# Work to do:
Copy every line of the data that includes the string "components".
──────────────────────────────
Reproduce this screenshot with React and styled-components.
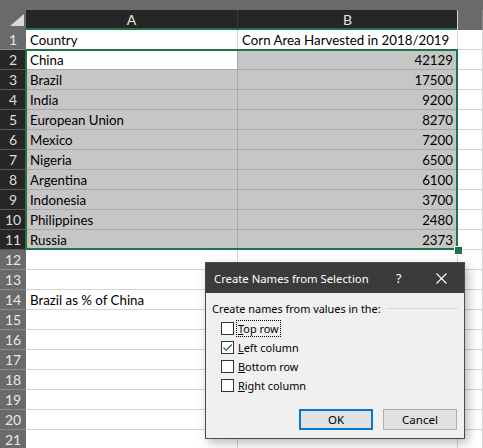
import React from 'react'
import styled, { createGlobalStyle } from 'styled-components'

const GlobalStyle = createGlobalStyle`
  html, body {
    margin: 0;
    padding: 0;
    background: #ffffff;
  }
`

const rows = [
  ['Country', 'Corn Area Harvested in 2018/2019'],
  ['China', '42129'],
  ['Brazil', '17500'],
  ['India', '9200'],
  ['European Union', '8270'],
  ['Mexico', '7200'],
  ['Nigeria', '6500'],
  ['Argentina', '6100'],
  ['Indonesia', '3700'],
  ['Philippines', '2480'],
  ['Russia', '2373'],
  ['', ''],
  ['', ''],
  ['Brazil as % of China', ''],
  ['', ''],
  ['', ''],
  ['', ''],
  ['', ''],
  ['', ''],
  ['', ''],
  ['', '']
]

const options = [
  { key: 'T', rest: 'op row', checked: false, focus: true },
  { key: 'L', rest: 'eft column', checked: true },
  { key: 'B', rest: 'ottom row', checked: false },
  { key: 'R', rest: 'ight column', checked: false }
]

const App = () => {
  return (
    <>
      <GlobalStyle />
      <Screen>
        <TopStrip />
        <Sheet>
          <HeaderRow>
            <Corner>
              <svg width='14' height='12' viewBox='0 0 14 12'>
                <polygon points='14,0 14,12 0,12' fill='#dadada' />
              </svg>
            </Corner>
            <ColHeader $w={212} $selected>A</ColHeader>
            <ColHeader $w={220} $selected>B</ColHeader>
            <ColHeader $rest />
          </HeaderRow>
          {rows.map(([a, b], i) => {
            const n = i + 1
            const inSel = n >= 2 && n <= 11
            return (
              <Row key={n}>
                <RowHeader $selected={inSel}>{n}</RowHeader>
                <Cell $w={212} $shaded={inSel && n !== 2} $sel={inSel}>
                  {a}
                </Cell>
                <Cell $w={220} $shaded={inSel} $sel={inSel} $right={n > 1}>
                  {b}
                </Cell>
                <Cell $rest />
              </Row>
            )
          })}
          <Selection />
          <FillHandle />
        </Sheet>

        <Dialog>
          <TitleBar>
            <Title>Create Names from Selection</Title>
            <Help>?</Help>
            <Close>
              <svg width='11' height='11' viewBox='0 0 11 11'>
                <path
                  d='M0.5 0.5 L10.5 10.5 M10.5 0.5 L0.5 10.5'
                  stroke='#ffffff'
                  strokeWidth='1.1'
                />
              </svg>
            </Close>
          </TitleBar>
          <Body>
            <GroupHead>
              <span>Create names from values in the:</span>
              <GroupLine />
            </GroupHead>
            <OptionList>
              {options.map((o) => (
                <Option key={o.key}>
                  <Box>
                    {o.checked && (
                      <svg width='11' height='11' viewBox='0 0 11 11'>
                        <path
                          d='M1.5 5.5 L4.2 8.2 L9.8 2.5'
                          fill='none'
                          stroke='#4a4a4a'
                          strokeWidth='1.1'
                        />
                      </svg>
                    )}
                  </Box>
                  <Label $focus={o.focus}>
                    <u>{o.key}</u>
                    {o.rest}
                  </Label>
                </Option>
              ))}
            </OptionList>
            <Buttons>
              <Button $primary>OK</Button>
              <Button>Cancel</Button>
            </Buttons>
          </Body>
        </Dialog>
      </Screen>
    </>
  )
}

const Screen = styled.div`
  position: relative;
  width: 483px;
  height: 448px;
  overflow: hidden;
  background: #ffffff;
`

const TopStrip = styled.div`
  height: 10px;
  background: #6a6a6a;
`

const Sheet = styled.div`
  position: relative;
  display: flex;
  flex-direction: column;
  font-family: Lato, 'Liberation Sans', sans-serif;
  font-size: 13.3px;
  color: #000000;
`

const HeaderRow = styled.div`
  display: flex;
  height: 20px;
`

const Corner = styled.div`
  width: 26px;
  flex: none;
  background: #6a6a6a;
  display: flex;
  align-items: flex-end;
  justify-content: flex-end;
  padding: 0 2px 4px 0;
  box-sizing: border-box;
`

const ColHeader = styled.div`
  flex: ${({ $rest }) => ($rest ? '1' : 'none')};
  width: ${({ $w }) => ($w ? $w + 'px' : 'auto')};
  box-sizing: border-box;
  background: ${({ $selected }) => ($selected ? '#262626' : '#6a6a6a')};
  color: #e6e6e6;
  display: flex;
  align-items: center;
  justify-content: center;
  padding-bottom: 2px;
  border-right: 1px solid
    ${({ $selected }) => ($selected ? '#3a3a3a' : '#8a8a8a')};
  box-shadow: ${({ $selected }) =>
    $selected ? 'inset 0 -2px 0 #217346' : 'none'};
  font-size: 14px;
  &:nth-child(3) {
    border-right-color: #d4d4d4;
  }
`

const Row = styled.div`
  display: flex;
  height: 20px;
`

const RowHeader = styled.div`
  width: 26px;
  flex: none;
  box-sizing: border-box;
  background: ${({ $selected }) => ($selected ? '#262626' : '#6a6a6a')};
  color: ${({ $selected }) => ($selected ? '#dcdcdc' : '#e8e8e8')};
  border-bottom: 1px solid
    ${({ $selected }) => ($selected ? '#5a5a5a' : '#8c8c8c')};
  display: flex;
  align-items: center;
  justify-content: center;
  font-size: 14px;
`

const Cell = styled.div`
  flex: ${({ $rest }) => ($rest ? '1' : 'none')};
  width: ${({ $w }) => ($w ? $w + 'px' : 'auto')};
  box-sizing: border-box;
  background: ${({ $shaded }) => ($shaded ? '#c6c6c6' : '#ffffff')};
  border-right: 1px solid ${({ $sel }) => ($sel ? '#a8a8a8' : '#d4d4d4')};
  border-bottom: 1px solid ${({ $sel }) => ($sel ? '#a8a8a8' : '#d4d4d4')};
  display: flex;
  align-items: center;
  justify-content: ${({ $right }) => ($right ? 'flex-end' : 'flex-start')};
  padding: 0 4px 0 4px;
  white-space: nowrap;
  overflow: visible;
`

const Selection = styled.div`
  position: absolute;
  left: 25px;
  top: 39px;
  width: 433px;
  height: 201px;
  border: 2px solid #217346;
  box-sizing: border-box;
  pointer-events: none;
`

const FillHandle = styled.div`
  position: absolute;
  left: 454px;
  top: 236px;
  width: 7px;
  height: 7px;
  background: #217346;
  border: 1px solid #ffffff;
`

const Dialog = styled.div`
  position: absolute;
  left: 205px;
  top: 262px;
  width: 260px;
  height: 177px;
  box-sizing: border-box;
  border: 1px solid #4a4a4a;
  background: #f0f0f0;
  display: flex;
  flex-direction: column;
  box-shadow: 3px 4px 10px rgba(0, 0, 0, 0.28);
  font-family: 'Noto Sans', 'Open Sans', sans-serif;
  font-size: 10.9px;
  color: #000000;
`

const TitleBar = styled.div`
  height: 30px;
  flex: none;
  background: #3b3b3b;
  color: #ffffff;
  display: flex;
  align-items: center;
  padding-left: 8px;
`

const Title = styled.span`
  flex: 1;
  font-size: 11.3px;
`

const Help = styled.span`
  width: 20px;
  font-size: 12.5px;
  margin-right: 20px;
`

const Close = styled.span`
  width: 28px;
  display: flex;
  align-items: center;
  justify-content: flex-start;
`

const Body = styled.div`
  flex: 1;
  display: flex;
  flex-direction: column;
  padding: 7px 6px 8px 6px;
`

const GroupHead = styled.div`
  display: flex;
  align-items: center;
  height: 16px;
`

const GroupLine = styled.div`
  flex: 1;
  height: 1px;
  background: #d9d9d9;
  margin-left: 5px;
`

const OptionList = styled.div`
  display: flex;
  flex-direction: column;
  gap: 4px;
  margin: 5px 0 0 9px;
`

const Option = styled.div`
  display: flex;
  align-items: center;
  height: 15px;
`

const Box = styled.div`
  width: 13px;
  height: 13px;
  box-sizing: border-box;
  border: 1px solid #333333;
  background: #ffffff;
  display: flex;
  align-items: center;
  justify-content: center;
  margin-right: 3px;
`

const Label = styled.span`
  padding: 0 1px;
  outline: ${({ $focus }) => ($focus ? '1px dotted #000000' : 'none')};
  line-height: 15px;
`

const Buttons = styled.div`
  margin-top: auto;
  display: flex;
  justify-content: flex-end;
  gap: 10px;
  padding-right: 1px;
`

const Button = styled.div`
  width: 74px;
  height: 21px;
  box-sizing: border-box;
  background: #e1e1e1;
  border: ${({ $primary }) =>
    $primary ? '2px solid #0078d7' : '1px solid #adadad'};
  display: flex;
  align-items: center;
  justify-content: center;
  font-size: 11.5px;
`

export default App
──────────────────────────────
# Task answer:
Reproduce this screenshot with React and styled-components.
import styled, { createGlobalStyle } from 'styled-components'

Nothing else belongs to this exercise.